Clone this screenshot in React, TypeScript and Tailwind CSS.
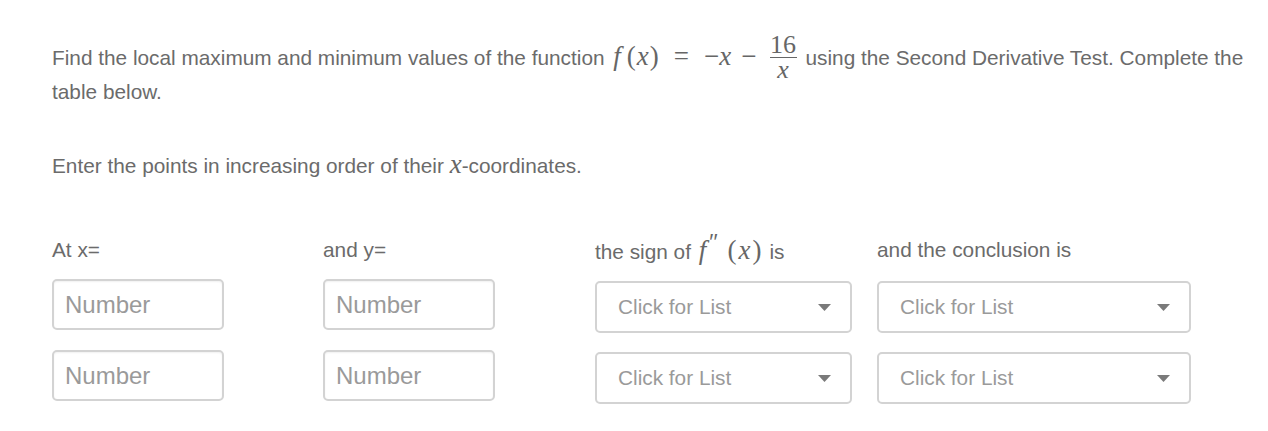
import React from "react";

const M: React.FC<{ children: React.ReactNode; className?: string }> = ({ children, className }) => (
  <span className={"[font-family:'Liberation_Serif',serif] text-[27px] text-[#666] " + (className ?? "")}>{children}</span>
);

function NumberBox() {
  return (
    <div className="w-[172px] h-[51px] border-2 border-[#d3d3d3] rounded-[5px] flex items-center pl-[11px] shadow-[inset_0_1px_2px_rgba(0,0,0,0.06)] bg-white">
      <span className="text-[24px] text-[#9a9a9a]">Number</span>
    </div>
  );
}

function SelectBox({ w }: { w: string }) {
  return (
    <div className={w + " h-[52px] mt-[2px] border-2 border-[#d3d3d3] rounded-[5px] flex items-center justify-between pl-[21px] pr-[19px] bg-white"}>
      <span className="text-[20.8px] text-[#9a9a9a]">Click for List</span>
      <svg width="13" height="7" viewBox="0 0 13 7"><path d="M0 0 L13 0 L6.5 7 Z" fill="#7a7a7a" /></svg>
    </div>
  );
}

export default function App() {
  return (
    <div className="w-[1268px] h-[431px] bg-white pl-[52px] [font-family:'Liberation_Sans',Arial,sans-serif] text-[#6b6b6b] text-[20.8px]">
      <p className="pt-[39px] leading-[34px]">
        Find the local maximum and minimum values of the function{" "}
        <M className="italic ml-[3px]">f</M>
        <M className="ml-[6px]">(</M>
        <M className="italic mx-[1px]">x</M>
        <M>)</M>
        <M className="mx-[15px]">=</M>
        <M>−</M>
        <M className="italic">x</M>
        <M className="mx-[10px]">−</M>
        <span className="inline-flex flex-col items-center align-middle -my-[10px] relative top-[-2px] [font-family:'Liberation_Serif',serif] text-[26px] text-[#666] leading-[22px] px-[3px]">
          <span>16</span>
          <span className="w-[27px] h-[1.5px] bg-[#666] my-[1px]"></span>
          <span className="italic">x</span>
        </span>
        <span className="ml-[6px]">using the Second Derivative Test. Complete the table below.</span>
      </p>
      <p className="mt-[38px] leading-[34px]">
        Enter the points in increasing order of their <M className="italic">x</M>-coordinates.
      </p>
      <div className="mt-[50px] grid grid-cols-[271px_272px_282px_314px] items-center">
        <div className="leading-[34px] h-[34px]">At x=</div>
        <div className="leading-[34px] h-[34px]">and y=</div>
        <div className="leading-[34px] h-[34px] whitespace-nowrap">
          the sign of <M className="italic ml-[2px]">f</M>
          <span className="[font-family:'Liberation_Sans',sans-serif] text-[22px] relative top-[-10px] leading-none text-[#666] ml-[3px]">′′</span>
          <M className="ml-[10px]">(</M>
          <M className="italic mx-[2px]">x</M>
          <M>)</M>
          <span className="ml-[8px]">is</span>
        </div>
        <div className="leading-[34px] h-[34px]">and the conclusion is</div>
      </div>
      <div className="grid grid-cols-[271px_272px_282px_314px] gap-y-[17px] mt-[12px]">
        <NumberBox />
        <NumberBox />
        <SelectBox w="w-[257px]" />
        <SelectBox w="w-[314px]" />
        <NumberBox />
        <NumberBox />
        <SelectBox w="w-[257px]" />
        <SelectBox w="w-[314px]" />
      </div>
    </div>
  );
}
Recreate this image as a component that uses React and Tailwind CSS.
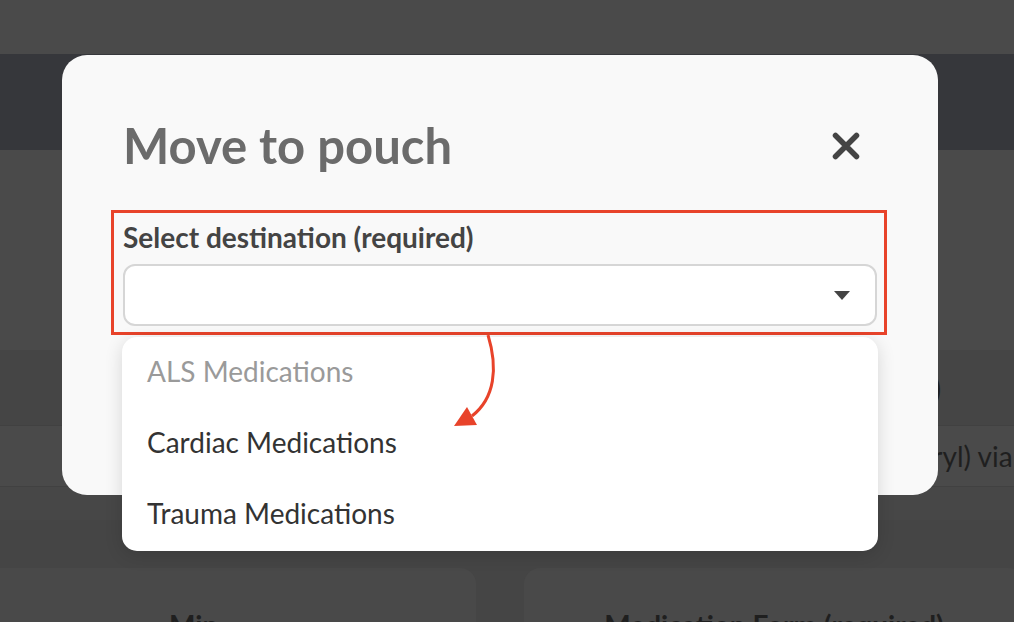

══════

:: WHAT YOU ARE ASKED TO DO ::
Reproduce each entry verbatim, excluding any embedded images.

:: EXERCISE OUTPUT ::
Clone this screenshot in React, TypeScript and Tailwind CSS.
import React from "react";

const M: React.FC<{ children: React.ReactNode; className?: string }> = ({ children, className }) => (
  <span className={"[font-family:'Liberation_Serif',serif] text-[27px] text-[#666] " + (className ?? "")}>{children}</span>
);

function NumberBox() {
  return (
    <div className="w-[172px] h-[51px] border-2 border-[#d3d3d3] rounded-[5px] flex items-center pl-[11px] shadow-[inset_0_1px_2px_rgba(0,0,0,0.06)] bg-white">
      <span className="text-[24px] text-[#9a9a9a]">Number</span>
    </div>
  );
}

function SelectBox({ w }: { w: string }) {
  return (
    <div className={w + " h-[52px] mt-[2px] border-2 border-[#d3d3d3] rounded-[5px] flex items-center justify-between pl-[21px] pr-[19px] bg-white"}>
      <span className="text-[20.8px] text-[#9a9a9a]">Click for List</span>
      <svg width="13" height="7" viewBox="0 0 13 7"><path d="M0 0 L13 0 L6.5 7 Z" fill="#7a7a7a" /></svg>
    </div>
  );
}

export default function App() {
  return (
    <div className="w-[1268px] h-[431px] bg-white pl-[52px] [font-family:'Liberation_Sans',Arial,sans-serif] text-[#6b6b6b] text-[20.8px]">
      <p className="pt-[39px] leading-[34px]">
        Find the local maximum and minimum values of the function{" "}
        <M className="italic ml-[3px]">f</M>
        <M className="ml-[6px]">(</M>
        <M className="italic mx-[1px]">x</M>
        <M>)</M>
        <M className="mx-[15px]">=</M>
        <M>−</M>
        <M className="italic">x</M>
        <M className="mx-[10px]">−</M>
        <span className="inline-flex flex-col items-center align-middle -my-[10px] relative top-[-2px] [font-family:'Liberation_Serif',serif] text-[26px] text-[#666] leading-[22px] px-[3px]">
          <span>16</span>
          <span className="w-[27px] h-[1.5px] bg-[#666] my-[1px]"></span>
          <span className="italic">x</span>
        </span>
        <span className="ml-[6px]">using the Second Derivative Test. Complete the table below.</span>
      </p>
      <p className="mt-[38px] leading-[34px]">
        Enter the points in increasing order of their <M className="italic">x</M>-coordinates.
      </p>
      <div className="mt-[50px] grid grid-cols-[271px_272px_282px_314px] items-center">
        <div className="leading-[34px] h-[34px]">At x=</div>
        <div className="leading-[34px] h-[34px]">and y=</div>
        <div className="leading-[34px] h-[34px] whitespace-nowrap">
          the sign of <M className="italic ml-[2px]">f</M>
          <span className="[font-family:'Liberation_Sans',sans-serif] text-[22px] relative top-[-10px] leading-none text-[#666] ml-[3px]">′′</span>
          <M className="ml-[10px]">(</M>
          <M className="italic mx-[2px]">x</M>
          <M>)</M>
          <span className="ml-[8px]">is</span>
        </div>
        <div className="leading-[34px] h-[34px]">and the conclusion is</div>
      </div>
      <div className="grid grid-cols-[271px_272px_282px_314px] gap-y-[17px] mt-[12px]">
        <NumberBox />
        <NumberBox />
        <SelectBox w="w-[257px]" />
        <SelectBox w="w-[314px]" />
        <NumberBox />
        <NumberBox />
        <SelectBox w="w-[257px]" />
        <SelectBox w="w-[314px]" />
      </div>
    </div>
  );
}
Recreate this image as a component that uses React and Tailwind CSS.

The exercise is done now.